The March 5 death of Venezuelan President Hugo Chávez then added a measure of uncertainty to the process. Venezuela, along with Chile, is officially designated an “accompanying country” of the peace process, and President Chávez had played an important behind-the-scenes role in convincing the FARC to take part. According to Semana journalist María Jimena Duzán, who spent a week in Havana in February, “Who really convinced the FARC to allow Jaramillo [FARC Eastern Bloc chief Mauricio Jaramillo, the guerrillas’ chief negotiator during the dialogues’ agenda-building phase] to board that helicopter [to Havana] was President Chávez himself. The FARC delegates with whom I spoke in Havana confirmed that to me.”

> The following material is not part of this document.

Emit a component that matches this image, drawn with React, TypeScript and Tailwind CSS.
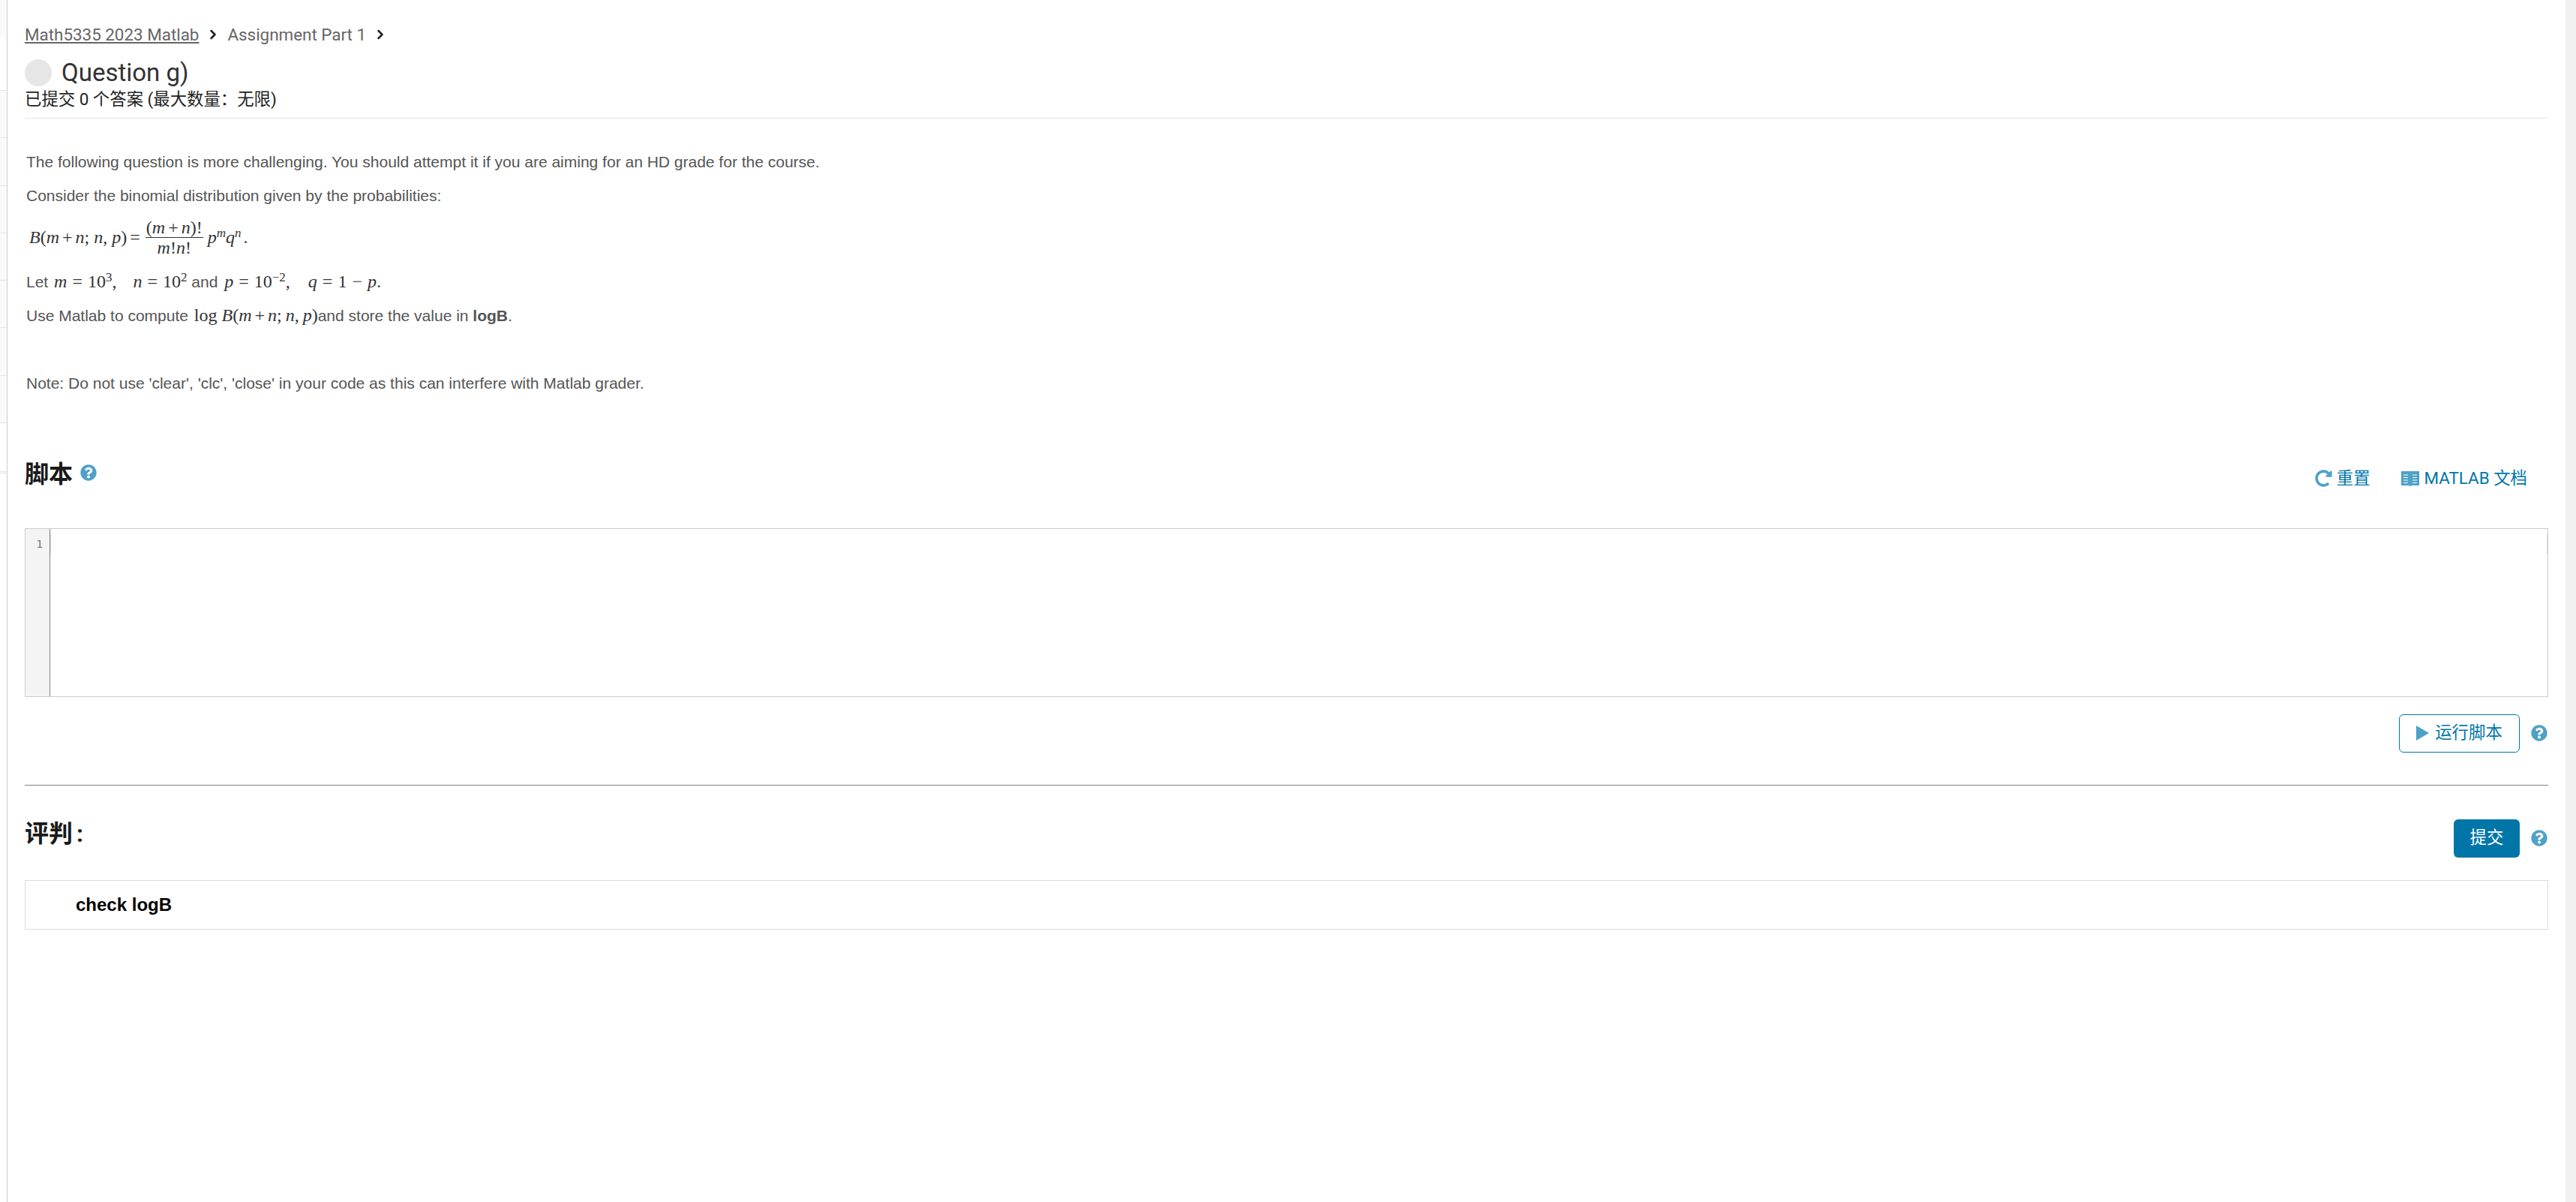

“These were his words before beginning his last fatal trip to Havana.’I believe that with the guarantees that the Colombian government offers and that Colombian society offers … the FARC can enter into a political process without arms. … I hope that all the comandantes at the FARC’s various levels, and its combatants and fronts, join in this process, and I hope that they arrive at the best possible accord, and I hope that we can see the day in which peace is signed in Colombia. On that day there will be celebration in Venezuela and in the whole continent.’”
In an analysis, Juanita Leon of the Colombian politics website La Silla Vacía outlined three possible scenarios for Venezuela’s role post-Chávez:
- Interim President Nicolás Maduro is reelected easily, and continues Venezuela’s current facilitating role.
- Divisions appear in the pro-Chávez governing bloc, leading Maduro to pressure for the FARC to speed the negotiation.
- (The nightmare scenario:) The pro-Chávez bloc sees itself as seriously threatened, and a faction of it seeks the FARC’s help to strengthen its resistance.
The seventh round of talks is to begin on Monday, March 11 in Havana.